INPUT ROWS
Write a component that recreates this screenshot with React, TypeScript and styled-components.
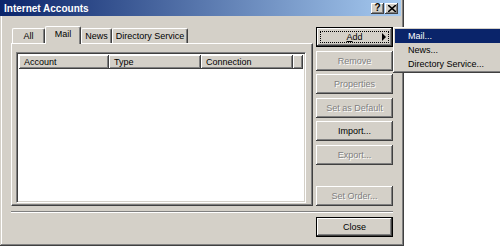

---

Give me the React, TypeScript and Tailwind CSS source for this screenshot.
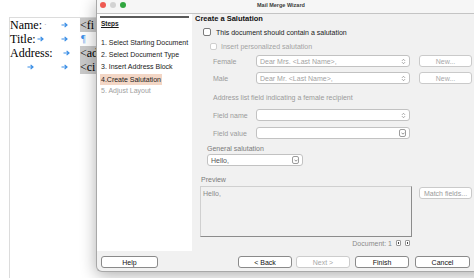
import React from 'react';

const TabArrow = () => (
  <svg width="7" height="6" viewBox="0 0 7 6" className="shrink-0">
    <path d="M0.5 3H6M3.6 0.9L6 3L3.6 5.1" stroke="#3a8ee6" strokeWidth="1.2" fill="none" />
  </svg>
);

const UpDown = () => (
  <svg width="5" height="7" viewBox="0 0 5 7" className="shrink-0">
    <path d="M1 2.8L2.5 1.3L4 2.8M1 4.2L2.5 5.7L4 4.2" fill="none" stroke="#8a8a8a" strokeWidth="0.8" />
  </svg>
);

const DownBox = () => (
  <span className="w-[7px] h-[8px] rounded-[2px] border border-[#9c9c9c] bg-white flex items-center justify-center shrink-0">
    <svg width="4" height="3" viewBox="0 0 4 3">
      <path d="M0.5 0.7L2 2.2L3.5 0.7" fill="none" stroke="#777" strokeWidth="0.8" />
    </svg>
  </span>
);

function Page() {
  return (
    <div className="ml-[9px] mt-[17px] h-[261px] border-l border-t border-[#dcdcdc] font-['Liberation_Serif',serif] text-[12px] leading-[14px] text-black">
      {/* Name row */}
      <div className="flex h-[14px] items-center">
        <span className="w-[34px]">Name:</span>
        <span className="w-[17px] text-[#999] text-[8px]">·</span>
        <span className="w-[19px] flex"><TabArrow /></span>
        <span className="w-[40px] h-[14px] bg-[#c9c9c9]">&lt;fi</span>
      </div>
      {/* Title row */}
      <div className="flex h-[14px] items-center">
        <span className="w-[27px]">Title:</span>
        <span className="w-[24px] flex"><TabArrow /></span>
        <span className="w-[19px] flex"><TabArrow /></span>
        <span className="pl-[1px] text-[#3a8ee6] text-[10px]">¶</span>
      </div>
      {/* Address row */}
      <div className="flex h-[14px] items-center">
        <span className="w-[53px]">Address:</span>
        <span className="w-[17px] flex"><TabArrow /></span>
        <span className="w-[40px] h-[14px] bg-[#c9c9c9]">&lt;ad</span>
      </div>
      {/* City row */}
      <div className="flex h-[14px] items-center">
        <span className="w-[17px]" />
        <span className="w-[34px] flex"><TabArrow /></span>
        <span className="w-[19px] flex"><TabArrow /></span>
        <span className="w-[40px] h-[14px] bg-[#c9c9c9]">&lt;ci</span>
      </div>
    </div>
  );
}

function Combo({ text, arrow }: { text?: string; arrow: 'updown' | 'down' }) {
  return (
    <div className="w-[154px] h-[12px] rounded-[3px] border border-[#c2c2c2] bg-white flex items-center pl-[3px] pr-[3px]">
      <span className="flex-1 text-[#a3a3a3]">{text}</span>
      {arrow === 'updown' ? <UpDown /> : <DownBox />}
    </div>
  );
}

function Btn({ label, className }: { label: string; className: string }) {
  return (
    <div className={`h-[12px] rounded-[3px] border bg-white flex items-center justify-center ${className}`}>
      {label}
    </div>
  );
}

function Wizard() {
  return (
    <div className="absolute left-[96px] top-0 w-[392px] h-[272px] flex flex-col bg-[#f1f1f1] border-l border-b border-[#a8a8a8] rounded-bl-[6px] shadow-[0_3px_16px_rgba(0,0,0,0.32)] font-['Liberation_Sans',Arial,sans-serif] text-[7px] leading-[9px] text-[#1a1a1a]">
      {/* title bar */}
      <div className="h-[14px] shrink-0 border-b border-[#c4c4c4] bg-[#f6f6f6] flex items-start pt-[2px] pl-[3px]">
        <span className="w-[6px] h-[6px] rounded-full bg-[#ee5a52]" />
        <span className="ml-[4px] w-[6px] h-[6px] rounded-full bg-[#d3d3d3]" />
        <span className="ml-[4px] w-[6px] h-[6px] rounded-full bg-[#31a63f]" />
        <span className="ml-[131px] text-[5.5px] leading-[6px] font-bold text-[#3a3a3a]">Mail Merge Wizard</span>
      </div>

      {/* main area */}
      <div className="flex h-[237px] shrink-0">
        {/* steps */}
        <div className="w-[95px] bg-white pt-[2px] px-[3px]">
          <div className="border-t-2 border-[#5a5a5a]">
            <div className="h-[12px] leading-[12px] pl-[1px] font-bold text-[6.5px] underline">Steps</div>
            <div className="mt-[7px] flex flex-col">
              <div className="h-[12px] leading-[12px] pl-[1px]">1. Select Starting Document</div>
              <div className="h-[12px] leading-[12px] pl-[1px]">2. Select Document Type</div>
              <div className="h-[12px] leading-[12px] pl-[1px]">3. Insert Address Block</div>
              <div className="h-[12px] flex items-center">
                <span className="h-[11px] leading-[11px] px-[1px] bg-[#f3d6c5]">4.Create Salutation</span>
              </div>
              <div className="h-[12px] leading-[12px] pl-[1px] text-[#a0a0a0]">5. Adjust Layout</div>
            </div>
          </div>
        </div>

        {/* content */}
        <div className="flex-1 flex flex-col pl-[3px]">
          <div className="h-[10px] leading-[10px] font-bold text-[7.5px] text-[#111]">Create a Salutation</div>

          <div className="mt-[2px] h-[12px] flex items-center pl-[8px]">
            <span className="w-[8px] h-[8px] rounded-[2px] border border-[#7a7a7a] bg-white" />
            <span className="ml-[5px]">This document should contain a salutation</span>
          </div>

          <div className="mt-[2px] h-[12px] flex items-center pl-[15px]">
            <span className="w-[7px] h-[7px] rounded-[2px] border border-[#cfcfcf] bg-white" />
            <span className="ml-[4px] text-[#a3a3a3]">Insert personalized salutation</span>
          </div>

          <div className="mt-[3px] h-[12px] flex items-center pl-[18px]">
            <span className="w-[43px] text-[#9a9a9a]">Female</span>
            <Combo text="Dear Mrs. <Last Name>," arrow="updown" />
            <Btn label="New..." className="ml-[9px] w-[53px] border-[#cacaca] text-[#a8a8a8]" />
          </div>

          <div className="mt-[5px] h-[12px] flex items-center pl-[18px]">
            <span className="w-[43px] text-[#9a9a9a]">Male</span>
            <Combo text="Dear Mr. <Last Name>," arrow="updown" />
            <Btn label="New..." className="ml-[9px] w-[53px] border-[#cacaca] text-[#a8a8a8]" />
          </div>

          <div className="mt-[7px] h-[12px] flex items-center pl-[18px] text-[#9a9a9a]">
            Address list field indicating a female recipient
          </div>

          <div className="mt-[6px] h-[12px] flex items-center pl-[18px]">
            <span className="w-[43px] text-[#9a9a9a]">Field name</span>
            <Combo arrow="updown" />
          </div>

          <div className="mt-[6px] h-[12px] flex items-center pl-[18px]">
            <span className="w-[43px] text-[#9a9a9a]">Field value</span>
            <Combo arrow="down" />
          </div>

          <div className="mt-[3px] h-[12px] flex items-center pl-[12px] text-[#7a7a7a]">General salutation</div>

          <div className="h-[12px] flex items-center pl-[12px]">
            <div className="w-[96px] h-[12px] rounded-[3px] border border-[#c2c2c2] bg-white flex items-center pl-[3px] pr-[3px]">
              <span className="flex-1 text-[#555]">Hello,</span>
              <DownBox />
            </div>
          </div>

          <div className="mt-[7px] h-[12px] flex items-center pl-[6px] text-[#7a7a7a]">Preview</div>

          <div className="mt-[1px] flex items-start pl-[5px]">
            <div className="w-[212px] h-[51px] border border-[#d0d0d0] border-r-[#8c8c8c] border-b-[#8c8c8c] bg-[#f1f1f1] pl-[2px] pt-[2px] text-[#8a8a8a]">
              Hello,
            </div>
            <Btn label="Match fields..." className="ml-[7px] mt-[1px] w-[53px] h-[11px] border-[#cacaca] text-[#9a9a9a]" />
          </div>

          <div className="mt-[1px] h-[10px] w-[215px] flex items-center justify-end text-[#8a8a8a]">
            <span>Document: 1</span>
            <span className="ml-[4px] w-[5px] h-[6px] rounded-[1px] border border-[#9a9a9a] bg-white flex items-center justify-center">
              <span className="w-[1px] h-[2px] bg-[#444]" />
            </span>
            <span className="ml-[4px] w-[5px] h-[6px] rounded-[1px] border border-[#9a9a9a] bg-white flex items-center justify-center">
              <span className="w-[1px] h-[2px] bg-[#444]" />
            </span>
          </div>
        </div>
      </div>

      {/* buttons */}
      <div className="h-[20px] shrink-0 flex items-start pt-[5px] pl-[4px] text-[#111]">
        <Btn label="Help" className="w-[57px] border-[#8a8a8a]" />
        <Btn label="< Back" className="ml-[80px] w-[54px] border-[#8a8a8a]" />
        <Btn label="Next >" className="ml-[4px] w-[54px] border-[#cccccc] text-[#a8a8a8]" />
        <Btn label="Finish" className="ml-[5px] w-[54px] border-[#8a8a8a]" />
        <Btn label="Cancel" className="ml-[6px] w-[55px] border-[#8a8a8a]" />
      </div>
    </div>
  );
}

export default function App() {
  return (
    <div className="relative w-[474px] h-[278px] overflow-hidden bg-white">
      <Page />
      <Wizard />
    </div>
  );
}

...

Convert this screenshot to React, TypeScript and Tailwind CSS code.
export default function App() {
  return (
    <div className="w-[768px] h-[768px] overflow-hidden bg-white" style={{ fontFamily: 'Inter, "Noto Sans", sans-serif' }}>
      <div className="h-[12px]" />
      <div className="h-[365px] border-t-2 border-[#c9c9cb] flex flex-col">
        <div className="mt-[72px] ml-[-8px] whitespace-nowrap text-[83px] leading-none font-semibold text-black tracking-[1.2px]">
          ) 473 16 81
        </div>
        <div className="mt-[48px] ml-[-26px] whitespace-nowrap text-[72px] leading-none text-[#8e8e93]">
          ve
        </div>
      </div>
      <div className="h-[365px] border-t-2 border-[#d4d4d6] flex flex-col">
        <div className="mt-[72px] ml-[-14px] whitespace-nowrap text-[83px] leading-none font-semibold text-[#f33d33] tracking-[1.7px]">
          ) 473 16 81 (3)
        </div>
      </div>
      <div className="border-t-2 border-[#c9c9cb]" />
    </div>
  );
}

PROBLEM
From the listing above, restate verbatim the lines running from the one with "Give me the" through the one with "import React from 'react';", inclusive, but not the pictures.

ANSWER FOR THIS EXERCISE
Give me the React, TypeScript and Tailwind CSS source for this screenshot.
import React from 'react';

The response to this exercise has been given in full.